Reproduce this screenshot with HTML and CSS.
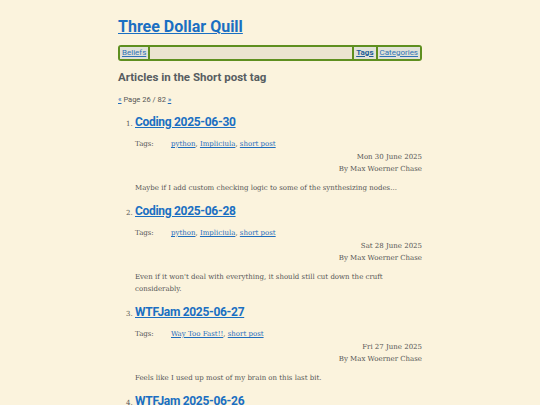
FILE: index.html
```html
<!DOCTYPE html>
<html lang="en">
<head>
    <meta charset="UTF-8">
    <meta name="viewport" content="width=device-width, initial-scale=1.0">
    <title>Short post - Three Dollar Quill</title>
    <link rel="stylesheet" href="styles.css">
</head>
<body>
    <div class="page">
        <header>
            <h1 class="site-title"><a href="#">Three Dollar Quill</a></h1>
            <nav class="menu">
                <ul class="menu-left">
                    <li class="menu-item"><a href="#">Beliefs</a></li>
                </ul>
                <ul class="menu-right">
                    <li class="menu-item current"><a href="#">Tags</a></li>
                    <li class="menu-item"><a href="#">Categories</a></li>
                </ul>
            </nav>
        </header>

        <main>
            <h2 class="list-title">Articles in the Short post tag</h2>
            <p class="pager"><a href="#">&laquo;</a> Page 26 / 82 <a href="#">&raquo;</a></p>

            <ol class="articles">
                <li>
                    <article class="entry">
                        <h3 class="entry-title"><a href="#">Coding 2025-06-30</a></h3>
                        <div class="entry-tags">
                            <span class="tags-label">Tags:</span>
                            <span><a href="#">python</a>, <a href="#">Impliciula</a>, <a href="#">short post</a></span>
                        </div>
                        <div class="entry-meta">
                            <div>Mon 30 June 2025</div>
                            <div>By Max Woerner Chase</div>
                        </div>
                        <p class="summary">Maybe if I add custom checking logic to some of the synthesizing nodes...</p>
                    </article>
                </li>
                <li>
                    <article class="entry">
                        <h3 class="entry-title"><a href="#">Coding 2025-06-28</a></h3>
                        <div class="entry-tags">
                            <span class="tags-label">Tags:</span>
                            <span><a href="#">python</a>, <a href="#">Impliciula</a>, <a href="#">short post</a></span>
                        </div>
                        <div class="entry-meta">
                            <div>Sat 28 June 2025</div>
                            <div>By Max Woerner Chase</div>
                        </div>
                        <p class="summary">Even if it won't deal with everything, it should still cut down the cruft considerably.</p>
                    </article>
                </li>
                <li>
                    <article class="entry">
                        <h3 class="entry-title"><a href="#">WTFJam 2025-06-27</a></h3>
                        <div class="entry-tags">
                            <span class="tags-label">Tags:</span>
                            <span><a href="#">Way Too Fast!!</a>, <a href="#">short post</a></span>
                        </div>
                        <div class="entry-meta">
                            <div>Fri 27 June 2025</div>
                            <div>By Max Woerner Chase</div>
                        </div>
                        <p class="summary">Feels like I used up most of my brain on this last bit.</p>
                    </article>
                </li>
                <li>
                    <article class="entry">
                        <h3 class="entry-title"><a href="#">WTFJam 2025-06-26</a></h3>
                    </article>
                </li>
            </ol>
        </main>
    </div>
</body>
</html>
```

FILE: styles.css
```css
body {
    margin: 0;
    background-color: #fbf3dd;
    color: #555555;
    font-family: "DejaVu Serif", serif;
    font-size: 7px;
    line-height: 12px;
}
a {
    color: #1f6dbd;
}
.page {
    width: 304px;
    margin: 0 auto;
}
.site-title {
    margin: 15px 0 0;
    font-family: Roboto, sans-serif;
    font-size: 16px;
    line-height: 24px;
    font-weight: 700;
}
.site-title a {
    color: #1a6fc2;
}
.menu {
    display: flex;
    justify-content: space-between;
    margin-top: 6px;
    height: 12px;
    border: 2px solid #5e8f1f;
    border-radius: 3px;
    background-color: #ebe4d0;
    font-family: Roboto, sans-serif;
    font-size: 8px;
    line-height: 12px;
}
.menu ul {
    display: flex;
    margin: 0;
    padding: 0;
    list-style: none;
}
.menu-item {
    padding: 0 2px;
    background-color: #e1e2d8;
}
.menu-left .menu-item {
    border-right: 2px solid #5e8f1f;
}
.menu-right .menu-item:first-child {
    border-left: 2px solid #5e8f1f;
    border-right: 2px solid #5e8f1f;
}
.menu-item a {
    color: #2f72b6;
}
.menu-item.current a {
    color: #215d97;
    font-weight: 700;
}
.list-title {
    margin: 7px 0 0;
    font-family: Roboto, sans-serif;
    font-size: 11.5px;
    line-height: 18px;
    font-weight: 700;
    color: #575d61;
}
.pager {
    margin: 8px 0 0;
    font-family: Roboto, sans-serif;
    font-size: 7.5px;
}
.articles {
    margin: 6px 0 0;
    padding-left: 17px;
}
.articles li::marker {
    font-size: 7px;
}
.entry {
    padding-bottom: 7px;
}
.entry-title {
    margin: 0;
    font-family: Roboto, sans-serif;
    font-size: 12px;
    line-height: 20px;
    font-weight: 700;
    letter-spacing: -0.3px;
}
.entry-title a {
    color: #1a6fc2;
}
.entry-tags {
    display: flex;
    margin-top: 6px;
}
.tags-label {
    width: 36px;
}
.entry-meta {
    margin-top: 1px;
    text-align: right;
}
.summary {
    margin: 7px 0 0;
}
```
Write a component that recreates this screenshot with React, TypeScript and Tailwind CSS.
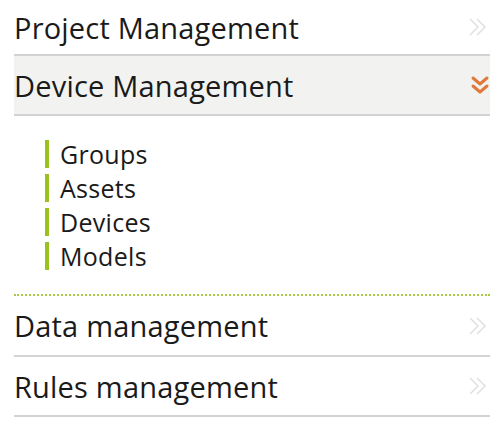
import React from 'react';

const font = { fontFamily: '"Open Sans", Lato, sans-serif' };

const ChevronsRight = () => (
  <svg width="20" height="18" viewBox="0 0 20 18" fill="none" stroke="#e0e0e0" strokeWidth="1.5">
    <path d="M2 1l8 8-8 8" />
    <path d="M9 1l8 8-8 8" />
  </svg>
);

const ChevronsDown = () => (
  <svg width="20" height="20" viewBox="0 0 20 20" fill="none" stroke="#e0783a" strokeWidth="3" strokeLinecap="round" strokeLinejoin="round">
    <path d="M3 3l7 6 7-6" />
    <path d="M3 11l7 6 7-6" />
  </svg>
);

const MenuRow = ({ label, open = false, className = '' }: { label: string; open?: boolean; className?: string }) => (
  <div
    className={`flex items-center justify-between border-b-2 border-[#d3d3d3] ${open ? 'bg-[#f2f3f1]' : ''} ${className}`}
  >
    <span className="text-[29px] text-[#1a1a1a] leading-none tracking-[0.2px]">{label}</span>
    {open ? <ChevronsDown /> : <ChevronsRight />}
  </div>
);

const subItems = ['Groups', 'Assets', 'Devices', 'Models'];

export default function App() {
  return (
    <div className="w-[504px] h-[426px] bg-white overflow-hidden" style={font}>
      <div className="mx-[14px]">
        <MenuRow label="Project Management" className="h-[56px] pr-[2px]" />
        <MenuRow label="Device Management" open className="h-[60px] pr-0" />
        <div className="pt-[24px] pl-[31px] h-[180px] border-b-2 border-dotted border-[#a9c944]">
          <div className="flex flex-col gap-[6px]">
            {subItems.map((item) => (
              <div key={item} className="flex items-center h-[28px] border-l-4 border-[#99c21c] pl-[11px]">
                <span className="text-[25px] text-[#1a1a1a] leading-none tracking-[0.3px]">{item}</span>
              </div>
            ))}
          </div>
        </div>
        <MenuRow label="Data management" className="h-[61px] pr-[2px]" />
        <MenuRow label="Rules management" className="h-[60px] pr-[2px]" />
      </div>
    </div>
  );
}
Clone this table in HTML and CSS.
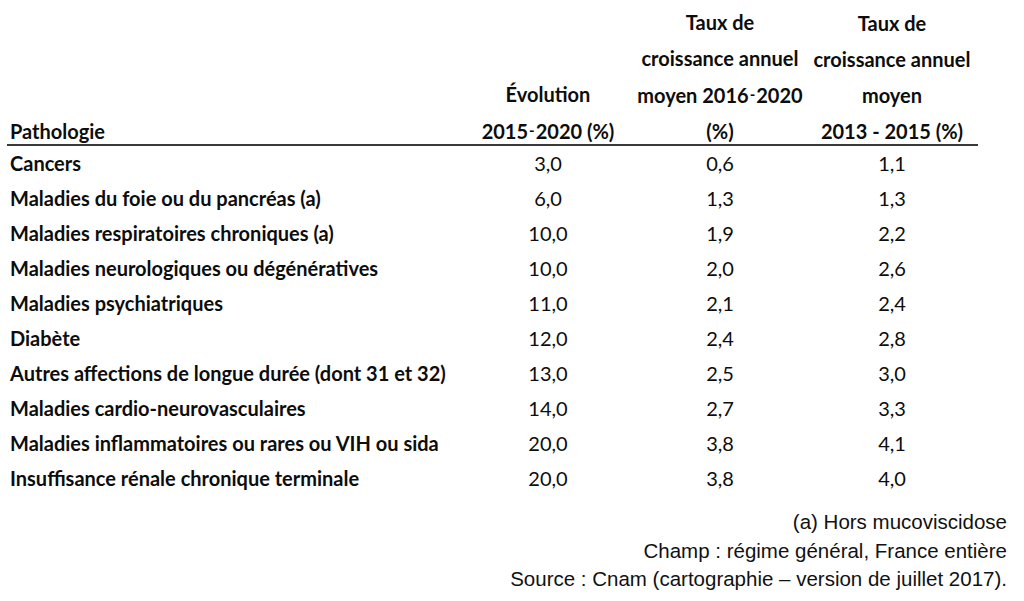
FILE: index.html
```html
<!DOCTYPE html>
<html lang="fr">
<head>
<meta charset="utf-8">
<title>Pathologies</title>
<link rel="stylesheet" href="styles.css">
</head>
<body>
<div class="page">
  <table class="data">
    <colgroup>
      <col class="c-name"><col class="c-num"><col class="c-num"><col class="c-num">
    </colgroup>
    <thead>
      <tr>
        <th class="name"><div class="hd">Pathologie</div></th>
        <th><div class="hd">Évolution<br>2015<span class="hy">-</span>2020 (%)</div></th>
        <th><div class="hd">Taux de<br>croissance annuel<br>moyen 2016<span class="hy">-</span>2020<br>(%)</div></th>
        <th><div class="hd">Taux de<br>croissance annuel<br>moyen<br>2013 - 2015 (%)</div></th>
      </tr>
    </thead>
    <tbody>
      <tr><td class="name">Cancers</td><td>3,0</td><td>0,6</td><td>1,1</td></tr>
      <tr><td class="name">Maladies du foie ou du pancréas (a)</td><td>6,0</td><td>1,3</td><td>1,3</td></tr>
      <tr><td class="name">Maladies respiratoires chroniques (a)</td><td>10,0</td><td>1,9</td><td>2,2</td></tr>
      <tr><td class="name">Maladies neurologiques ou dégénératives</td><td>10,0</td><td>2,0</td><td>2,6</td></tr>
      <tr><td class="name">Maladies psychiatriques</td><td>11,0</td><td>2,1</td><td>2,4</td></tr>
      <tr><td class="name">Diabète</td><td>12,0</td><td>2,4</td><td>2,8</td></tr>
      <tr><td class="name">Autres affections de longue durée (dont 31 et 32)</td><td>13,0</td><td>2,5</td><td>3,0</td></tr>
      <tr><td class="name">Maladies cardio-neurovasculaires</td><td>14,0</td><td>2,7</td><td>3,3</td></tr>
      <tr><td class="name">Maladies inflammatoires ou rares ou VIH ou sida</td><td>20,0</td><td>3,8</td><td>4,1</td></tr>
      <tr><td class="name">Insuffisance rénale chronique terminale</td><td>20,0</td><td>3,8</td><td>4,0</td></tr>
    </tbody>
  </table>
  <div class="notes">
    <p>(a) Hors mucoviscidose</p>
    <p>Champ : régime général, France entière</p>
    <p>Source : Cnam (cartographie – version de juillet 2017).</p>
  </div>
</div>
</body>
</html>
```

FILE: styles.css
```css
html, body {
  margin: 0;
  padding: 0;
  background: #ffffff;
}

.page {
  width: 1024px;
  padding: 0 17px 0 7px;
  box-sizing: border-box;
}

.data {
  border-collapse: collapse;
  table-layout: fixed;
  width: 971px;
  font-family: "Lato", "Open Sans", sans-serif;
  font-weight: 700;
  font-size: 20px;
  color: #0d0d0d;
}

.c-name { width: 455px; }
.c-num { width: 172px; }

.data th {
  font-weight: 700;
  text-align: center;
  vertical-align: bottom;
  padding: 0;
  line-height: 36px;
  height: 144px;
  border-bottom: 2px solid #3a3a3a;
  white-space: nowrap;
}

.data th.name,
.data td.name {
  text-align: left;
  padding-left: 3px;
  font-weight: 700;
}

.hd {
  margin-bottom: -5px;
}

.hy {
  display: inline-block;
  vertical-align: 3px;
  font-size: 15px;
  padding: 0 1px;
}

.data td {
  padding: 0;
  height: 35px;
  line-height: 35px;
  text-align: center;
  white-space: nowrap;
  font-weight: 400;
}

.notes {
  margin-top: 12px;
  text-align: right;
  font-family: "Liberation Sans", Arial, sans-serif;
  font-size: 20.5px;
  line-height: 28.5px;
  color: #111111;
}

.notes p {
  margin: 0;
}
```
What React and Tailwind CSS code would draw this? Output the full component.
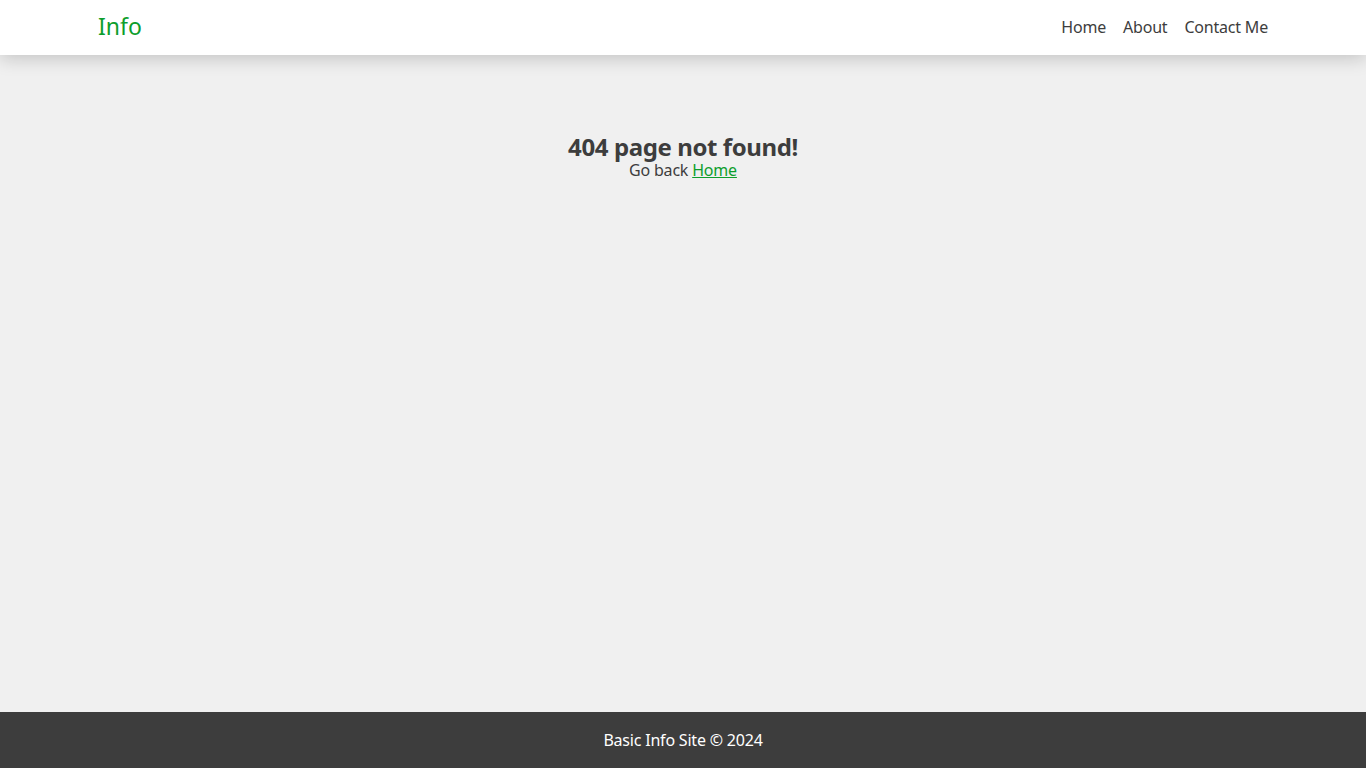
import React from 'react';

const App = () => {
  return (
    <div
      className="min-h-screen flex flex-col bg-[#f0f0f0] text-[#3d3d3d]"
      style={{ fontFamily: '"Noto Sans", "Open Sans", sans-serif' }}
    >
      <header className="relative z-10 h-[55px] bg-white shadow-[0_4px_18px_rgba(0,0,0,0.18)]">
        <div className="mx-auto w-[1170px] h-full flex items-center justify-between pb-[2px]">
          <a href="#" className="text-[23px] text-[#0d9e2c] leading-none">Info</a>
          <nav className="flex items-center gap-[17px] text-[16px] tracking-[-0.2px]">
            <a href="#">Home</a>
            <a href="#">About</a>
            <a href="#">Contact Me</a>
          </nav>
        </div>
      </header>

      <main className="flex-1 flex flex-col items-center pt-[80px]">
        <h1 className="text-[24px] font-bold leading-[24px] tracking-[-0.4px]">404 page not found!</h1>
        <p className="text-[16px] leading-[22px] tracking-[-0.2px]">
          Go back <a href="#" className="text-[#0d9e2c] underline">Home</a>
        </p>
      </main>

      <footer className="h-[56px] bg-[#3d3d3d] text-white flex items-center justify-center text-[16px] tracking-[-0.2px]">
        Basic Info Site © 2024
      </footer>
    </div>
  );
};

export default App;
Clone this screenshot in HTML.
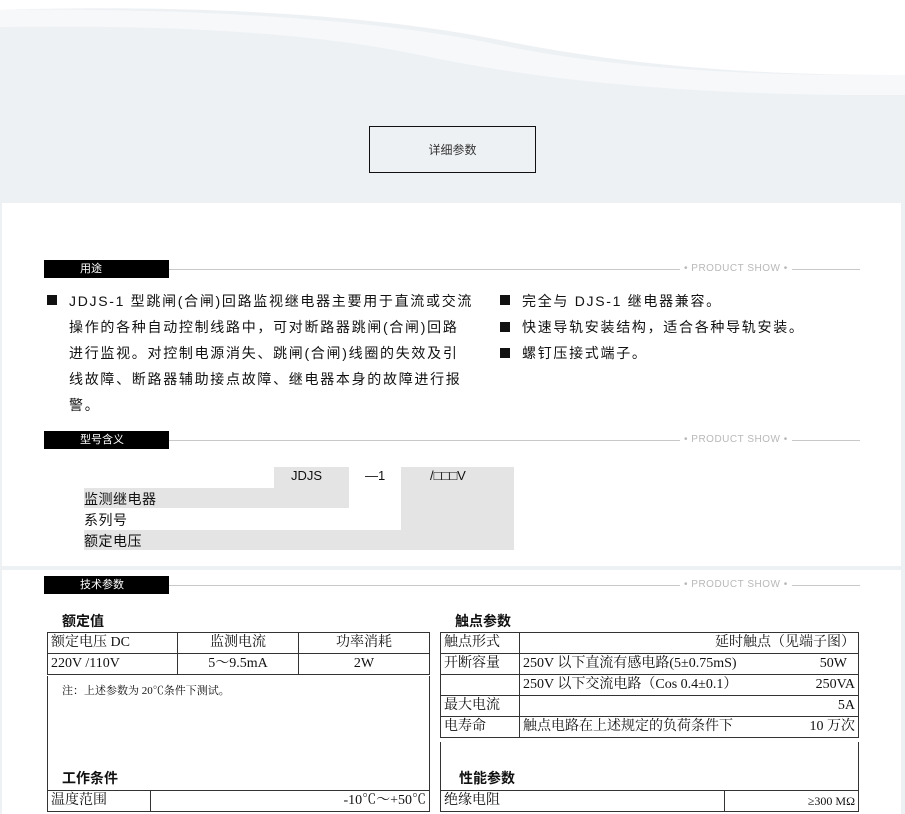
<!DOCTYPE html>
<html style="overflow:hidden;height:814px"><head><meta charset="utf-8"><style>
body{margin:0;width:905px;height:814px;overflow:hidden;background:#eef1f4;position:relative;font-family:"Liberation Sans","Noto Sans CJK SC",sans-serif;}
.a{position:absolute}
.panel{position:absolute;background:#fff;left:2px;width:899px}
.hd{position:absolute;left:44px;width:125px;height:18px;background:#000;color:#fff;font-size:11px;line-height:18px;text-indent:36px}
.ln{position:absolute;left:169px;width:691px;height:1px;background:#c8c8c8}
.ps{position:absolute;left:680px;background:#fff;color:#b8b8b8;font-size:10px;padding:0 4px;letter-spacing:.5px;line-height:12px}
.tx{position:absolute;font-size:14px;color:#111;white-space:nowrap;letter-spacing:1.7px}
.sq{position:absolute;width:10px;height:10px;background:#111}
.g{position:absolute;background:#e4e4e4}
.s{font-family:"Liberation Serif","Noto Serif CJK SC",serif;font-size:14px;color:#111}
table{position:absolute;border-collapse:collapse}
td{border:1.5px solid #333;padding:0 3px;height:20px;line-height:20px;white-space:nowrap;font-family:"Liberation Serif","Noto Serif CJK SC",serif;font-size:14px;color:#111}
.r{text-align:right}.c{text-align:center}
.bx{position:absolute;border-left:1.5px solid #333;border-right:1.5px solid #333}
.h2{position:absolute;font-weight:bold;font-size:14px;color:#111}
</style></head><body>
<svg class="a" style="left:0;top:0" width="905" height="100"><path d="M0 0H905V75C780 75 650 70 500 40C350 10 150 5 0 10Z" fill="#fff"/><path d="M0 27C150 25 300 30 420 55C560 85 720 96 905 95V75C760 76 620 70 500 45C360 15 150 8 0 10Z" fill="#f6f8fa"/></svg>
<div class="a" style="left:369px;top:126px;width:165px;height:45px;border:1px solid #111;font-size:12px;color:#333;text-align:center;line-height:47px">详细参数</div>

<div class="panel" style="top:203px;height:363px"></div>
<div class="panel" style="top:570px;height:244px"></div>

<div class="ln" style="top:269px"></div><div class="ps" style="top:263px">• PRODUCT SHOW •</div>
<div class="hd" style="top:260px">用途</div>
<div class="sq" style="left:47px;top:295px"></div><div class="sq" style="left:500px;top:295px"></div><div class="sq" style="left:500px;top:322px"></div><div class="sq" style="left:500px;top:348px"></div>
<div class="tx" style="left:69px;top:291px">JDJS-1 型跳闸(合闸)回路监视继电器主要用于直流或交流</div>
<div class="tx" style="left:69px;top:317px">操作的各种自动控制线路中，可对断路器跳闸(合闸)回路</div>
<div class="tx" style="left:69px;top:343px">进行监视。对控制电源消失、跳闸(合闸)线圈的失效及引</div>
<div class="tx" style="left:69px;top:369px">线故障、断路器辅助接点故障、继电器本身的故障进行报</div>
<div class="tx" style="left:69px;top:395px">警。</div>
<div class="tx" style="left:522px;top:291px">完全与 DJS-1 继电器兼容。</div>
<div class="tx" style="left:522px;top:317px">快速导轨安装结构，适合各种导轨安装。</div>
<div class="tx" style="left:522px;top:343px">螺钉压接式端子。</div>

<div class="ln" style="top:440px"></div><div class="ps" style="top:434px">• PRODUCT SHOW •</div>
<div class="hd" style="top:431px;text-indent:36px">型号含义</div>
<div class="g" style="left:274px;top:467px;width:75px;height:41px"></div>
<div class="g" style="left:84px;top:488px;width:265px;height:20px"></div>
<div class="g" style="left:401px;top:467px;width:113px;height:83px"></div>
<div class="g" style="left:84px;top:530px;width:430px;height:20px"></div>
<div class="tx" style="left:291px;top:468px;font-size:13px;letter-spacing:0">JDJS</div>
<div class="tx" style="left:365px;top:468px;font-size:13px;letter-spacing:0">—1</div>
<div class="tx" style="left:430px;top:468px;font-size:13px;letter-spacing:0">/□□□V</div>
<div class="tx" style="left:84px;top:489px;letter-spacing:.5px">监测继电器</div>
<div class="tx" style="left:84px;top:510px;letter-spacing:.5px">系列号</div>
<div class="tx" style="left:84px;top:531px;letter-spacing:.5px">额定电压</div>

<div class="ln" style="top:585px"></div><div class="ps" style="top:579px">• PRODUCT SHOW •</div>
<div class="hd" style="top:576px">技术参数</div>

<div class="h2" style="left:62px;top:611px">额定值</div>
<div class="h2" style="left:455px;top:611px">触点参数</div>
<table style="left:47px;top:632px;width:383px">
<tr><td style="width:123px">额定电压 DC</td><td class="c" style="width:114px">监测电流</td><td class="c">功率消耗</td></tr>
<tr><td>220V /110V</td><td class="c">5～9.5mA</td><td class="c">2W</td></tr>
</table>
<div class="bx" style="left:47px;top:676px;width:381px;height:114px"></div>
<div class="a s" style="left:62px;top:682px;font-size:11px">注：上述参数为 20℃条件下测试。</div>
<table style="left:440px;top:632px;width:419px">
<tr><td style="width:72px">触点形式</td><td class="r">延时触点（见端子图）</td></tr>
<tr><td>开断容量</td><td>250V 以下直流有感电路(5±0.75mS)<span style="float:right;margin-right:8px">50W</span></td></tr>
<tr><td></td><td>250V 以下交流电路（Cos 0.4±0.1）<span style="float:right">250VA</span></td></tr>
<tr><td>最大电流</td><td class="r">5A</td></tr>
<tr><td>电寿命</td><td>触点电路在上述规定的负荷条件下<span style="float:right">10 万次</span></td></tr>
</table>
<div class="bx" style="left:440px;top:742px;width:417px;height:48px"></div>
<div class="h2" style="left:62px;top:768px">工作条件</div>
<div class="h2" style="left:459px;top:768px">性能参数</div>
<table style="left:47px;top:790px;width:383px">
<tr><td style="width:96px">温度范围</td><td class="r">-10℃～+50℃</td></tr>
</table>
<table style="left:440px;top:790px;width:419px">
<tr><td style="width:277px">绝缘电阻</td><td class="r" style="font-size:12px">≥300 MΩ</td></tr>
</table>
</body></html>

# Task statement
Using the listing above, repeat word for word each line from the one with "Write a component" down to the one with "const subItems = ['Groups', 'Assets', 'Devices', 'Models'];", both included. Omit all pictures.

# Output of the task
Write a component that recreates this screenshot with React, TypeScript and Tailwind CSS.
import React from 'react';

const font = { fontFamily: '"Open Sans", Lato, sans-serif' };

const ChevronsRight = () => (
  <svg width="20" height="18" viewBox="0 0 20 18" fill="none" stroke="#e0e0e0" strokeWidth="1.5">
    <path d="M2 1l8 8-8 8" />
    <path d="M9 1l8 8-8 8" />
  </svg>
);

const ChevronsDown = () => (
  <svg width="20" height="20" viewBox="0 0 20 20" fill="none" stroke="#e0783a" strokeWidth="3" strokeLinecap="round" strokeLinejoin="round">
    <path d="M3 3l7 6 7-6" />
    <path d="M3 11l7 6 7-6" />
  </svg>
);

const MenuRow = ({ label, open = false, className = '' }: { label: string; open?: boolean; className?: string }) => (
  <div
    className={`flex items-center justify-between border-b-2 border-[#d3d3d3] ${open ? 'bg-[#f2f3f1]' : ''} ${className}`}
  >
    <span className="text-[29px] text-[#1a1a1a] leading-none tracking-[0.2px]">{label}</span>
    {open ? <ChevronsDown /> : <ChevronsRight />}
  </div>
);

const subItems = ['Groups', 'Assets', 'Devices', 'Models'];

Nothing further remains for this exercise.